Transcribe the listing in full, excluding any pictures.
Start of Record extracts
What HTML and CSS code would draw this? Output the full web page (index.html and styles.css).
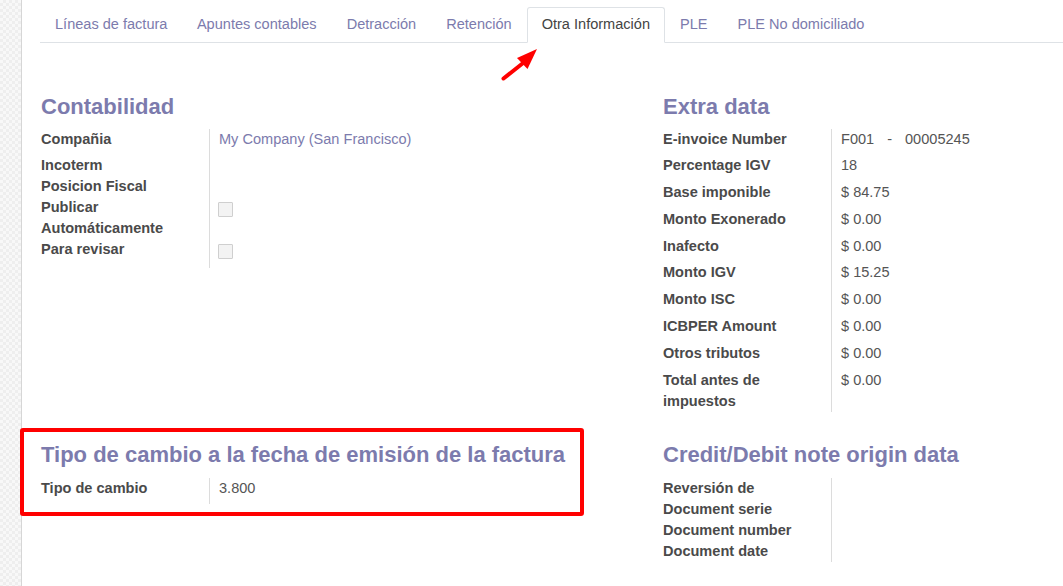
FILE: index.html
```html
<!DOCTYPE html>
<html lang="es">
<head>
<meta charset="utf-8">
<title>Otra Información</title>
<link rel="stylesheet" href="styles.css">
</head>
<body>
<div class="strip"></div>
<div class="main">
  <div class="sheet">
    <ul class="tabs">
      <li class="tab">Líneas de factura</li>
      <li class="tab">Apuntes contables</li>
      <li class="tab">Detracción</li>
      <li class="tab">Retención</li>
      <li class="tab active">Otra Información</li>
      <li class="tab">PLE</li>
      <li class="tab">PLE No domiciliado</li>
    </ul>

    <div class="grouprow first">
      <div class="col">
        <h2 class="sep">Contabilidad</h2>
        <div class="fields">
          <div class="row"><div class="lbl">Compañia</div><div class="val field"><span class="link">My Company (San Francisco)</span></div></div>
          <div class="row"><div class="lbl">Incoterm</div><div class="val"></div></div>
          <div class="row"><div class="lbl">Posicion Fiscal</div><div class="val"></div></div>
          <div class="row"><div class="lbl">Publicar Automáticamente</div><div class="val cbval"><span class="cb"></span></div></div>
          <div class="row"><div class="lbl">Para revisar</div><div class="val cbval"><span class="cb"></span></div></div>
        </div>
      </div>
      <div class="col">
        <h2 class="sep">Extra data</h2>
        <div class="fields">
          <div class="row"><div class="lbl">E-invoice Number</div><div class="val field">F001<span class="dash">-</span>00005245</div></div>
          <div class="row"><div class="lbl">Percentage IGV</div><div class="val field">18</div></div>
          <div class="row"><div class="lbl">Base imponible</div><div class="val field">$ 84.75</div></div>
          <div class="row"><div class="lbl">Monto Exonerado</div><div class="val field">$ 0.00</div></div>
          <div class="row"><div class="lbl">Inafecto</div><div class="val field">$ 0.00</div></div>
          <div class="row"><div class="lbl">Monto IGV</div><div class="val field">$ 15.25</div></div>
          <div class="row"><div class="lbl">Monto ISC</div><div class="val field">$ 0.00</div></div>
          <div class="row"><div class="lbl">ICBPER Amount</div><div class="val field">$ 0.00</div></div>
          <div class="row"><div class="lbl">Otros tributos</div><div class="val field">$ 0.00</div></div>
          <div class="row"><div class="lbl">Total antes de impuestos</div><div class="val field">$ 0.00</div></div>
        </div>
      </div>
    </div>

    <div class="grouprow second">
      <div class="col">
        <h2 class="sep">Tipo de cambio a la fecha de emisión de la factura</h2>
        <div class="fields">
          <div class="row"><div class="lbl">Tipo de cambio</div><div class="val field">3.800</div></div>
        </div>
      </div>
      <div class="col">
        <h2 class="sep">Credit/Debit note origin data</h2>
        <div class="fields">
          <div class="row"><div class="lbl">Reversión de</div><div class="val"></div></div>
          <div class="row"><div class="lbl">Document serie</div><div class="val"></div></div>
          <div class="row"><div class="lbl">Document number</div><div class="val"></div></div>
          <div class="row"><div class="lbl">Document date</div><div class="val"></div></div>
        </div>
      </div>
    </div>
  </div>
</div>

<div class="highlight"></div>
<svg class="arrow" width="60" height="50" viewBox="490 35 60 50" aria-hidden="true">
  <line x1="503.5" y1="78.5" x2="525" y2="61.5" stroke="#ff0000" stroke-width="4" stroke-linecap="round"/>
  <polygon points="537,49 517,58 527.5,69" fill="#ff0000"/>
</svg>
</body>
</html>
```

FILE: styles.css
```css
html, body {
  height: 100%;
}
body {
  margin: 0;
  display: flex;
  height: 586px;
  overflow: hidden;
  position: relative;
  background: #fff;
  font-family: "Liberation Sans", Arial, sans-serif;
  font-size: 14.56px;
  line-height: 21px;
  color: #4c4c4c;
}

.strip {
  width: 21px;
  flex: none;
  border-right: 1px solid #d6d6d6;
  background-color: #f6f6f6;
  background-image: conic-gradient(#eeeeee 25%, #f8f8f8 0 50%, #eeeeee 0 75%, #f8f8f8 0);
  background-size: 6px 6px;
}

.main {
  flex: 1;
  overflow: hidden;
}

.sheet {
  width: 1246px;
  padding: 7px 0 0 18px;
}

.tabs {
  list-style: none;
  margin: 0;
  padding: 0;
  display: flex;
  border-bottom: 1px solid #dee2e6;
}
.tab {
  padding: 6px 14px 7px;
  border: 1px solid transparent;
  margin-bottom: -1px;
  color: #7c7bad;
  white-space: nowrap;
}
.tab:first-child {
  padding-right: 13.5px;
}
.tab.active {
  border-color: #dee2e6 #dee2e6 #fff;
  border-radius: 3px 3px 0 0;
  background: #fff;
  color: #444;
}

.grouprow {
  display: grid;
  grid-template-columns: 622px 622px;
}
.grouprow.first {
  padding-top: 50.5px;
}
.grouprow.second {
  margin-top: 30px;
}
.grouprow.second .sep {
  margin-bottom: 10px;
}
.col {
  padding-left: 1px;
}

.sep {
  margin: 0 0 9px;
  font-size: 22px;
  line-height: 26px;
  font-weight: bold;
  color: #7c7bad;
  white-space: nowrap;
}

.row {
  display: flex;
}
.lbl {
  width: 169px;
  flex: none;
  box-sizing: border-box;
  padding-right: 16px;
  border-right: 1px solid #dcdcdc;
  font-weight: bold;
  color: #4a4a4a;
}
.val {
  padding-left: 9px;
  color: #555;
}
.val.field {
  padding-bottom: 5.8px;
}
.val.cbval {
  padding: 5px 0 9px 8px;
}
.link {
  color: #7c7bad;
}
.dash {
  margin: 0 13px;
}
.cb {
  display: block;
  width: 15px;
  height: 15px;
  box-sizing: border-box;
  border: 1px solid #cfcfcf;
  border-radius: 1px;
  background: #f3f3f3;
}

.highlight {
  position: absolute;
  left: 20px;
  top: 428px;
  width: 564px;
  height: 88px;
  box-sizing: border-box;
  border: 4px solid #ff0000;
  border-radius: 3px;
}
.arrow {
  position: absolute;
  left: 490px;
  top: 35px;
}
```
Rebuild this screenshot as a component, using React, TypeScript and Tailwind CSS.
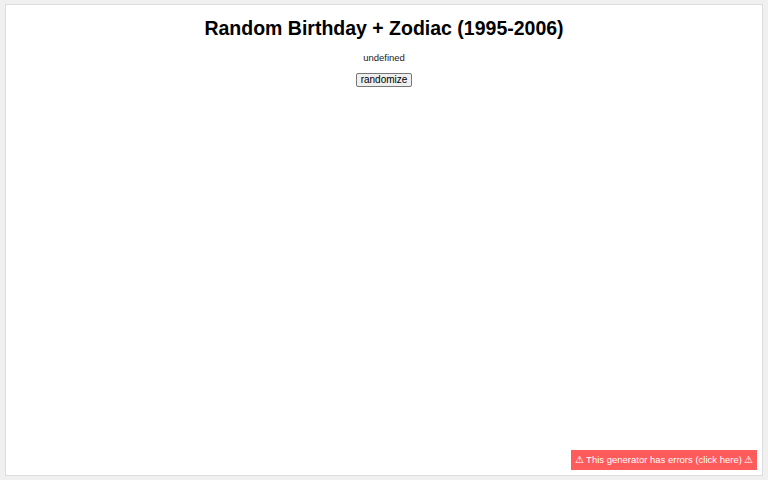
End of Record extracts
Answer to the task:
What HTML and CSS code would draw this? Output the full web page (index.html and styles.css).
FILE: index.html
```html
<!DOCTYPE html>
<html lang="es">
<head>
<meta charset="utf-8">
<title>Otra Información</title>
<link rel="stylesheet" href="styles.css">
</head>
<body>
<div class="strip"></div>
<div class="main">
  <div class="sheet">
    <ul class="tabs">
      <li class="tab">Líneas de factura</li>
      <li class="tab">Apuntes contables</li>
      <li class="tab">Detracción</li>
      <li class="tab">Retención</li>
      <li class="tab active">Otra Información</li>
      <li class="tab">PLE</li>
      <li class="tab">PLE No domiciliado</li>
    </ul>

    <div class="grouprow first">
      <div class="col">
        <h2 class="sep">Contabilidad</h2>
        <div class="fields">
          <div class="row"><div class="lbl">Compañia</div><div class="val field"><span class="link">My Company (San Francisco)</span></div></div>
          <div class="row"><div class="lbl">Incoterm</div><div class="val"></div></div>
          <div class="row"><div class="lbl">Posicion Fiscal</div><div class="val"></div></div>
          <div class="row"><div class="lbl">Publicar Automáticamente</div><div class="val cbval"><span class="cb"></span></div></div>
          <div class="row"><div class="lbl">Para revisar</div><div class="val cbval"><span class="cb"></span></div></div>
        </div>
      </div>
      <div class="col">
        <h2 class="sep">Extra data</h2>
        <div class="fields">
          <div class="row"><div class="lbl">E-invoice Number</div><div class="val field">F001<span class="dash">-</span>00005245</div></div>
          <div class="row"><div class="lbl">Percentage IGV</div><div class="val field">18</div></div>
          <div class="row"><div class="lbl">Base imponible</div><div class="val field">$ 84.75</div></div>
          <div class="row"><div class="lbl">Monto Exonerado</div><div class="val field">$ 0.00</div></div>
          <div class="row"><div class="lbl">Inafecto</div><div class="val field">$ 0.00</div></div>
          <div class="row"><div class="lbl">Monto IGV</div><div class="val field">$ 15.25</div></div>
          <div class="row"><div class="lbl">Monto ISC</div><div class="val field">$ 0.00</div></div>
          <div class="row"><div class="lbl">ICBPER Amount</div><div class="val field">$ 0.00</div></div>
          <div class="row"><div class="lbl">Otros tributos</div><div class="val field">$ 0.00</div></div>
          <div class="row"><div class="lbl">Total antes de impuestos</div><div class="val field">$ 0.00</div></div>
        </div>
      </div>
    </div>

    <div class="grouprow second">
      <div class="col">
        <h2 class="sep">Tipo de cambio a la fecha de emisión de la factura</h2>
        <div class="fields">
          <div class="row"><div class="lbl">Tipo de cambio</div><div class="val field">3.800</div></div>
        </div>
      </div>
      <div class="col">
        <h2 class="sep">Credit/Debit note origin data</h2>
        <div class="fields">
          <div class="row"><div class="lbl">Reversión de</div><div class="val"></div></div>
          <div class="row"><div class="lbl">Document serie</div><div class="val"></div></div>
          <div class="row"><div class="lbl">Document number</div><div class="val"></div></div>
          <div class="row"><div class="lbl">Document date</div><div class="val"></div></div>
        </div>
      </div>
    </div>
  </div>
</div>

<div class="highlight"></div>
<svg class="arrow" width="60" height="50" viewBox="490 35 60 50" aria-hidden="true">
  <line x1="503.5" y1="78.5" x2="525" y2="61.5" stroke="#ff0000" stroke-width="4" stroke-linecap="round"/>
  <polygon points="537,49 517,58 527.5,69" fill="#ff0000"/>
</svg>
</body>
</html>
```

FILE: styles.css
```css
html, body {
  height: 100%;
}
body {
  margin: 0;
  display: flex;
  height: 586px;
  overflow: hidden;
  position: relative;
  background: #fff;
  font-family: "Liberation Sans", Arial, sans-serif;
  font-size: 14.56px;
  line-height: 21px;
  color: #4c4c4c;
}

.strip {
  width: 21px;
  flex: none;
  border-right: 1px solid #d6d6d6;
  background-color: #f6f6f6;
  background-image: conic-gradient(#eeeeee 25%, #f8f8f8 0 50%, #eeeeee 0 75%, #f8f8f8 0);
  background-size: 6px 6px;
}

.main {
  flex: 1;
  overflow: hidden;
}

.sheet {
  width: 1246px;
  padding: 7px 0 0 18px;
}

.tabs {
  list-style: none;
  margin: 0;
  padding: 0;
  display: flex;
  border-bottom: 1px solid #dee2e6;
}
.tab {
  padding: 6px 14px 7px;
  border: 1px solid transparent;
  margin-bottom: -1px;
  color: #7c7bad;
  white-space: nowrap;
}
.tab:first-child {
  padding-right: 13.5px;
}
.tab.active {
  border-color: #dee2e6 #dee2e6 #fff;
  border-radius: 3px 3px 0 0;
  background: #fff;
  color: #444;
}

.grouprow {
  display: grid;
  grid-template-columns: 622px 622px;
}
.grouprow.first {
  padding-top: 50.5px;
}
.grouprow.second {
  margin-top: 30px;
}
.grouprow.second .sep {
  margin-bottom: 10px;
}
.col {
  padding-left: 1px;
}

.sep {
  margin: 0 0 9px;
  font-size: 22px;
  line-height: 26px;
  font-weight: bold;
  color: #7c7bad;
  white-space: nowrap;
}

.row {
  display: flex;
}
.lbl {
  width: 169px;
  flex: none;
  box-sizing: border-box;
  padding-right: 16px;
  border-right: 1px solid #dcdcdc;
  font-weight: bold;
  color: #4a4a4a;
}
.val {
  padding-left: 9px;
  color: #555;
}
.val.field {
  padding-bottom: 5.8px;
}
.val.cbval {
  padding: 5px 0 9px 8px;
}
.link {
  color: #7c7bad;
}
.dash {
  margin: 0 13px;
}
.cb {
  display: block;
  width: 15px;
  height: 15px;
  box-sizing: border-box;
  border: 1px solid #cfcfcf;
  border-radius: 1px;
  background: #f3f3f3;
}

.highlight {
  position: absolute;
  left: 20px;
  top: 428px;
  width: 564px;
  height: 88px;
  box-sizing: border-box;
  border: 4px solid #ff0000;
  border-radius: 3px;
}
.arrow {
  position: absolute;
  left: 490px;
  top: 35px;
}
```
Rebuild this screenshot as a component, using React, TypeScript and Tailwind CSS.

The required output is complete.